↓
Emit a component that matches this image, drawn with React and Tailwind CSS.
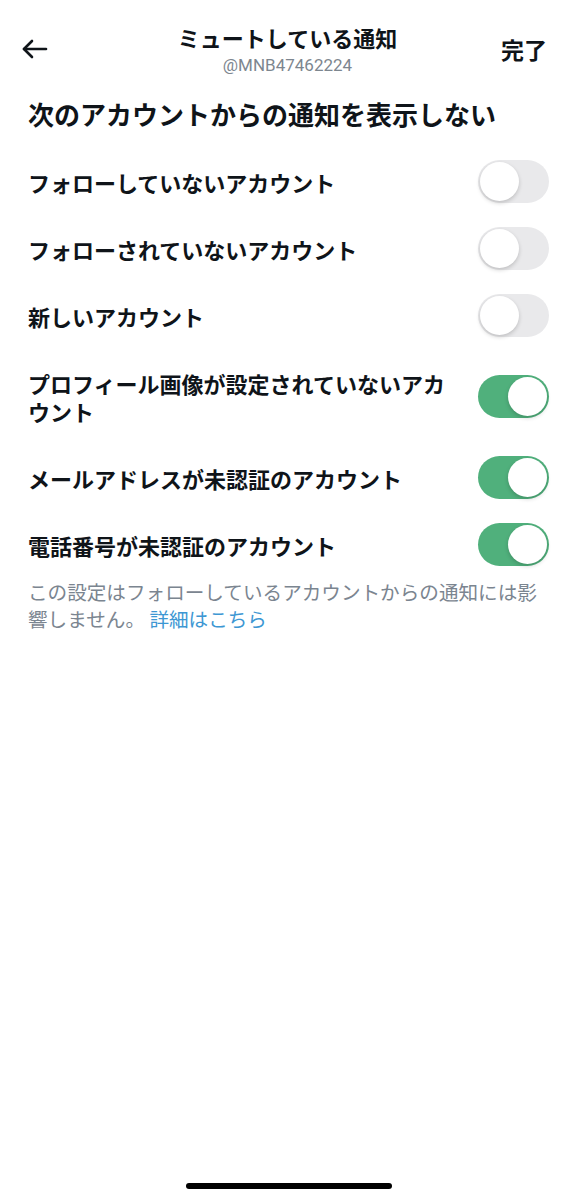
import { useState } from "react"

const jp = { fontFamily: '"Noto Sans CJK JP", "Noto Sans", sans-serif' }

const initial = [
  { id: 1, label: "フォローしていないアカウント", on: false },
  { id: 2, label: "フォローされていないアカウント", on: false },
  { id: 3, label: "新しいアカウント", on: false },
  { id: 4, label: "プロフィール画像が設定されていないアカウント", on: true },
  { id: 5, label: "メールアドレスが未認証のアカウント", on: true },
  { id: 6, label: "電話番号が未認証のアカウント", on: true },
]

function Toggle({ on, onClick }) {
  return (
    <button
      onClick={onClick}
      className={`relative shrink-0 w-[71px] h-[43px] rounded-full transition-colors ${
        on ? "bg-[#50b07c]" : "bg-[#e9e9eb]"
      }`}
    >
      <span
        className={`absolute top-[2px] w-[39px] h-[39px] rounded-full bg-white shadow-[0_2px_4px_rgba(0,0,0,0.18)] transition-all ${
          on ? "left-[30px]" : "left-[2px]"
        }`}
      />
    </button>
  )
}

export default function App() {
  const [items, setItems] = useState(initial)

  const flip = (id) => setItems(items.map((it) => (it.id === id ? { ...it, on: !it.on } : it)))

  return (
    <div className="min-h-[1200px] flex flex-col bg-white text-[#0f1419]" style={jp}>
      {/* header */}
      <div className="flex items-center justify-between pt-[22px] pl-[22px] pr-[30px]">
        <button className="w-[26px] h-[26px] flex items-center justify-center">
          <svg width="26" height="22" viewBox="0 0 26 22" fill="none" stroke="#0f1419" strokeWidth="2.6" strokeLinecap="round" strokeLinejoin="round">
            <path d="M24 11H2" />
            <path d="M10 3L2 11l8 8" />
          </svg>
        </button>
        <div className="flex flex-col items-center ml-[26px]">
          <div className="text-[22px] leading-[30px] font-bold">ミュートしている通知</div>
          <div className="mt-[2px] text-[17px] leading-[22px] text-[#7d868f]" style={{ fontFamily: "Roboto, sans-serif" }}>
            @MNB47462224
          </div>
        </div>
        <button className="text-[23px] leading-[30px] font-semibold">完了</button>
      </div>

      <div className="px-[28px]">
        <h1 className="mt-[21px] text-[26px] leading-[34px] font-bold">次のアカウントからの通知を表示しない</h1>

        <div className="mt-[17px]">
          {items.map((it) => (
            <div key={it.id} className="flex items-center justify-between gap-[24px]">
              <div className="flex-1 py-[19.5px] text-[22px] leading-[28px] font-semibold">{it.label}</div>
              <Toggle on={it.on} onClick={() => flip(it.id)} />
            </div>
          ))}
        </div>

        <p className="text-[19.6px] leading-[27px] text-[#7b8590]">
          この設定はフォローしているアカウントからの通知には影響しません。 <span className="text-[#3d97d3]">詳細はこちら</span>
        </p>
      </div>

      <div className="mt-auto mb-[11px] mx-auto w-[206px] h-[6px] rounded-full bg-black" />
    </div>
  )
}
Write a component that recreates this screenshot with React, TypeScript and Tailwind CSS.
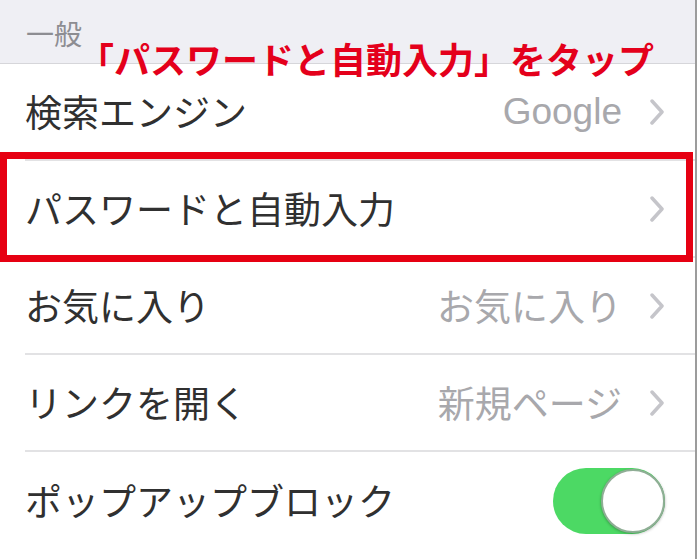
import { FC } from "react";

const jp = { fontFamily: '"Noto Sans CJK JP", "Noto Sans", sans-serif' };

const Chevron: FC = () => (
  <svg width="16" height="26" viewBox="0 0 16 26" className="shrink-0">
    <path d="M3 2 L13 13 L3 24" fill="none" stroke="#c5c5ca" strokeWidth="3.5" strokeLinecap="round" strokeLinejoin="round" />
  </svg>
);

const Toggle: FC = () => (
  <div className="w-[112px] h-[66px] rounded-full bg-[#4cd964] flex items-center justify-end">
    <div className="w-[64px] h-[64px] rounded-full bg-white border-2 border-[#8fae95] shadow-[0_1px_3px_rgba(0,0,0,0.3)]" />
  </div>
);

type RowProps = {
  label: string;
  value?: string;
  latin?: boolean;
  toggle?: boolean;
  last?: boolean;
};

const Row: FC<RowProps> = ({ label, value, latin, toggle, last }) => (
  <div className="h-[97px] pl-[25px] flex">
    <div className={`flex-1 flex items-center pr-[30px] ${last ? "" : "border-b-2 border-[#e2e2e4]"}`}>
      <span className="flex-1 text-[37px] leading-none text-[#303030]">{label}</span>
      {value && (
        <span
          className="text-[37px] leading-none text-[#a8a8ac] mr-[27px]"
          style={latin ? { fontFamily: '"Liberation Sans", Arial, sans-serif', fontSize: 37 } : undefined}
        >
          {value}
        </span>
      )}
      {toggle ? <Toggle /> : <Chevron />}
    </div>
  </div>
);

export default function App() {
  return (
    <div className="w-[700px] h-[559px] overflow-hidden bg-white flex" style={jp}>
      <div className="relative w-[697px] border-r-2 border-[#9c9c9c] flex flex-col">
        <div className="h-[64px] bg-[#efeff4] border-b border-[#d6d6da] pl-[26px] pt-[19px]">
          <span className="text-[28px] leading-none text-[#8d8d92]">一般</span>
        </div>
        <Row label="検索エンジン" value="Google" latin />
        <Row label="パスワードと自動入力" />
        <Row label="お気に入り" value="お気に入り" />
        <Row label="リンクを開く" value="新規ページ" />
        <Row label="ポップアップブロック" toggle last />

        <div className="absolute left-0 top-[152px] w-[693px] h-[110px] border-[7px] border-[#e60012]" />
        <div className="absolute left-[78px] top-[40px] text-[36px] leading-none font-bold text-[#e4001b] whitespace-nowrap">
          「パスワードと自動入力」をタップ
        </div>
      </div>
    </div>
  );
}
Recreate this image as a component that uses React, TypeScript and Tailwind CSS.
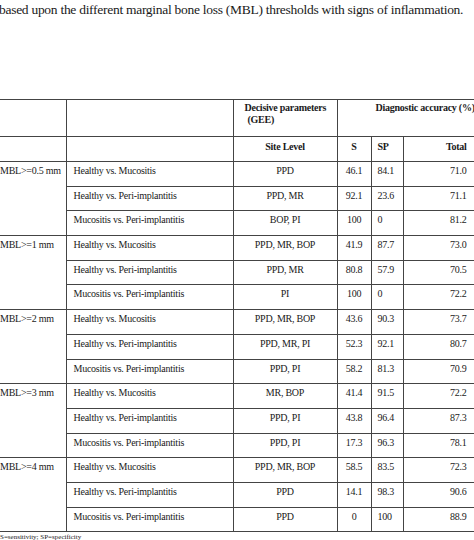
import React from "react";

type Row = [string, string, string, string, string];

const groups: { label: string; rows: Row[] }[] = [
  {
    label: "MBL>=0.5 mm",
    rows: [
      ["Healthy vs. Mucositis", "PPD", "46.1", "84.1", "71.0"],
      ["Healthy vs. Peri-implantitis", "PPD, MR", "92.1", "23.6", "71.1"],
      ["Mucositis vs. Peri-implantitis", "BOP, PI", "100", "0", "81.2"],
    ],
  },
  {
    label: "MBL>=1 mm",
    rows: [
      ["Healthy vs. Mucositis", "PPD, MR, BOP", "41.9", "87.7", "73.0"],
      ["Healthy vs. Peri-implantitis", "PPD, MR", "80.8", "57.9", "70.5"],
      ["Mucositis vs. Peri-implantitis", "PI", "100", "0", "72.2"],
    ],
  },
  {
    label: "MBL>=2 mm",
    rows: [
      ["Healthy vs. Mucositis", "PPD, MR, BOP", "43.6", "90.3", "73.7"],
      ["Healthy vs. Peri-implantitis", "PPD, MR, PI", "52.3", "92.1", "80.7"],
      ["Mucositis vs. Peri-implantitis", "PPD, PI", "58.2", "81.3", "70.9"],
    ],
  },
  {
    label: "MBL>=3 mm",
    rows: [
      ["Healthy vs. Mucositis", "MR, BOP", "41.4", "91.5", "72.2"],
      ["Healthy vs. Peri-implantitis", "PPD, PI", "43.8", "96.4", "87.3"],
      ["Mucositis vs. Peri-implantitis", "PPD, PI", "17.3", "96.3", "78.1"],
    ],
  },
  {
    label: "MBL>=4 mm",
    rows: [
      ["Healthy vs. Mucositis", "PPD, MR, BOP", "58.5", "83.5", "72.3"],
      ["Healthy vs. Peri-implantitis", "PPD", "14.1", "98.3", "90.6"],
      ["Mucositis vs. Peri-implantitis", "PPD", "0", "100", "88.9"],
    ],
  },
];

const line = "border-[#444]";

export default function App() {
  return (
    <div className="w-[474px] h-[540px] overflow-hidden bg-white text-[#1a1a1a] font-[family-name:Liberation_Serif,serif]">
      <p className="-ml-[1px] pt-[1px] text-[13.5px] leading-[17px] tracking-[-0.28px] whitespace-nowrap">
        based upon the different marginal bone loss (MBL) thresholds with signs of inflammation.
      </p>

      <table className="mt-[81px] w-[478px] table-fixed border-collapse text-[10px] leading-[12px] tracking-[-0.25px]">
        <colgroup>
          <col className="w-[66px]" />
          <col className="w-[167px]" />
          <col className="w-[104px]" />
          <col className="w-[34px]" />
          <col className="w-[32px]" />
          <col className="w-[75px]" />
        </colgroup>
        <thead className="font-bold">
          <tr className="h-[37px]">
            <th className={`border-t border-b ${line}`} />
            <th className={`border ${line}`} />
            <th className={`border ${line} align-top text-left pl-[11px] pt-[2px] font-bold`}>
              Decisive parameters
              <br />
              <span className="pl-[3px]">(GEE)</span>
            </th>
            <th colSpan={3} className={`border ${line} align-top text-left pl-[38px] pt-[2px] whitespace-nowrap`}>
              Diagnostic accuracy (%)
            </th>
          </tr>
          <tr className="h-[25px]">
            <th className={`border-b ${line}`} />
            <th className={`border ${line}`} />
            <th className={`border ${line} align-top text-center pt-[4px]`}>Site Level</th>
            <th className={`border ${line} align-top text-center pt-[4px]`}>S</th>
            <th className={`border ${line} align-top text-left pl-[6px] pt-[4px]`}>SP</th>
            <th className={`border ${line} align-top text-right pr-[11px] pt-[4px]`}>Total</th>
          </tr>
        </thead>
        <tbody>
          {groups.map((g) =>
            g.rows.map((r, i) => (
              <tr key={g.label + i} className="h-[24.7px]">
                {i === 0 && (
                  <td rowSpan={3} className={`border-b ${line} align-top pt-[3px] whitespace-nowrap`}>
                    {g.label}
                  </td>
                )}
                <td className={`border ${line} align-top pl-[7px] pt-[3px] whitespace-nowrap`}>{r[0]}</td>
                <td className={`border ${line} align-top text-center pt-[3px]`}>{r[1]}</td>
                <td className={`border ${line} align-top text-center pt-[3px]`}>{r[2]}</td>
                <td className={`border ${line} align-top text-left pl-[6px] pt-[3px]`}>{r[3]}</td>
                <td className={`border ${line} align-top text-right pr-[11px] pt-[3px]`}>{r[4]}</td>
              </tr>
            ))
          )}
        </tbody>
      </table>

      <p className="mt-[1px] text-[7px] leading-[8px] whitespace-nowrap">S=sensitivity; SP=specificity</p>
    </div>
  );
}
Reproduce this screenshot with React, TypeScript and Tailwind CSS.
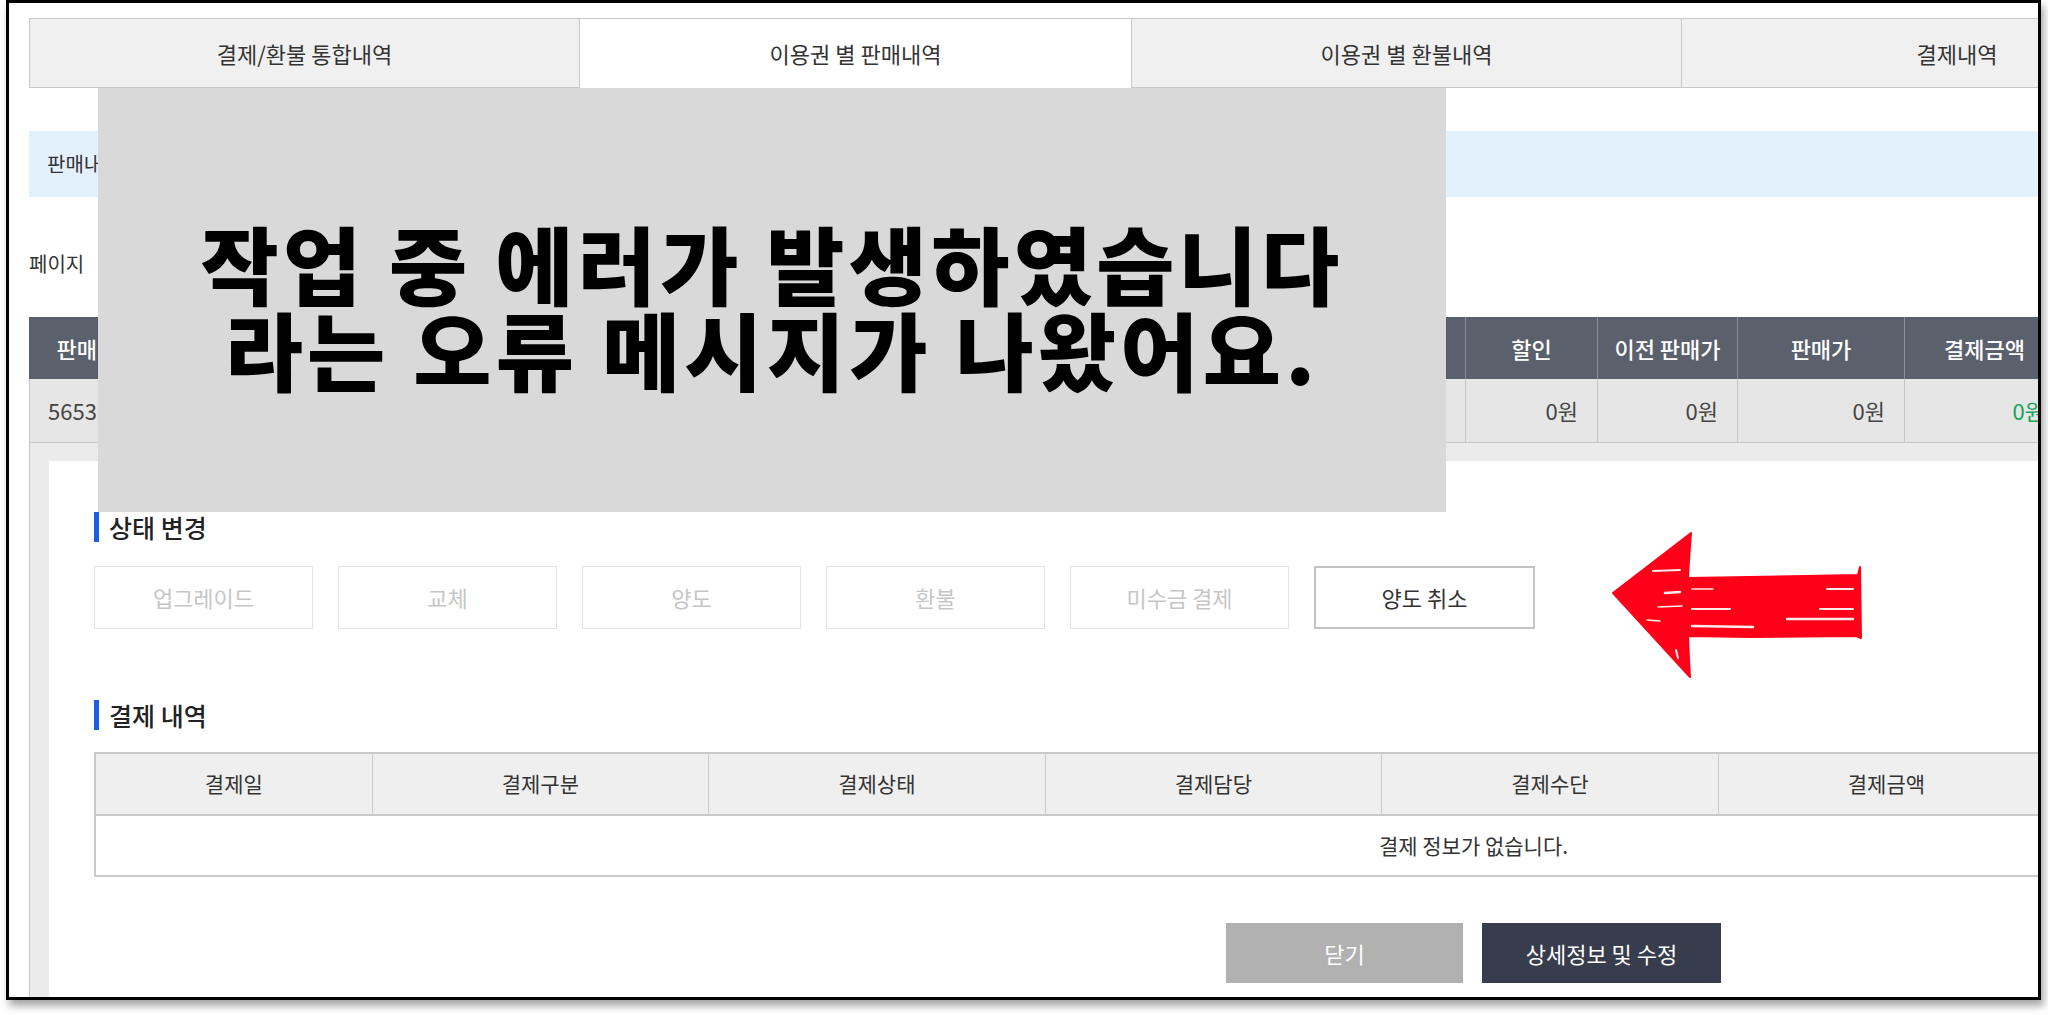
↑
■ **DIRECTIVE**: From the records above, give again only the part that opens with the line containing "Write a component" and closes with the line containing "toggle last />". Keep both ends but drop the pictures.

■ **ANSWER FOR THIS EXERCISE**:
Write a component that recreates this screenshot with React, TypeScript and Tailwind CSS.
import { FC } from "react";

const jp = { fontFamily: '"Noto Sans CJK JP", "Noto Sans", sans-serif' };

const Chevron: FC = () => (
  <svg width="16" height="26" viewBox="0 0 16 26" className="shrink-0">
    <path d="M3 2 L13 13 L3 24" fill="none" stroke="#c5c5ca" strokeWidth="3.5" strokeLinecap="round" strokeLinejoin="round" />
  </svg>
);

const Toggle: FC = () => (
  <div className="w-[112px] h-[66px] rounded-full bg-[#4cd964] flex items-center justify-end">
    <div className="w-[64px] h-[64px] rounded-full bg-white border-2 border-[#8fae95] shadow-[0_1px_3px_rgba(0,0,0,0.3)]" />
  </div>
);

type RowProps = {
  label: string;
  value?: string;
  latin?: boolean;
  toggle?: boolean;
  last?: boolean;
};

const Row: FC<RowProps> = ({ label, value, latin, toggle, last }) => (
  <div className="h-[97px] pl-[25px] flex">
    <div className={`flex-1 flex items-center pr-[30px] ${last ? "" : "border-b-2 border-[#e2e2e4]"}`}>
      <span className="flex-1 text-[37px] leading-none text-[#303030]">{label}</span>
      {value && (
        <span
          className="text-[37px] leading-none text-[#a8a8ac] mr-[27px]"
          style={latin ? { fontFamily: '"Liberation Sans", Arial, sans-serif', fontSize: 37 } : undefined}
        >
          {value}
        </span>
      )}
      {toggle ? <Toggle /> : <Chevron />}
    </div>
  </div>
);

export default function App() {
  return (
    <div className="w-[700px] h-[559px] overflow-hidden bg-white flex" style={jp}>
      <div className="relative w-[697px] border-r-2 border-[#9c9c9c] flex flex-col">
        <div className="h-[64px] bg-[#efeff4] border-b border-[#d6d6da] pl-[26px] pt-[19px]">
          <span className="text-[28px] leading-none text-[#8d8d92]">一般</span>
        </div>
        <Row label="検索エンジン" value="Google" latin />
        <Row label="パスワードと自動入力" />
        <Row label="お気に入り" value="お気に入り" />
        <Row label="リンクを開く" value="新規ページ" />
        <Row label="ポップアップブロック" toggle last />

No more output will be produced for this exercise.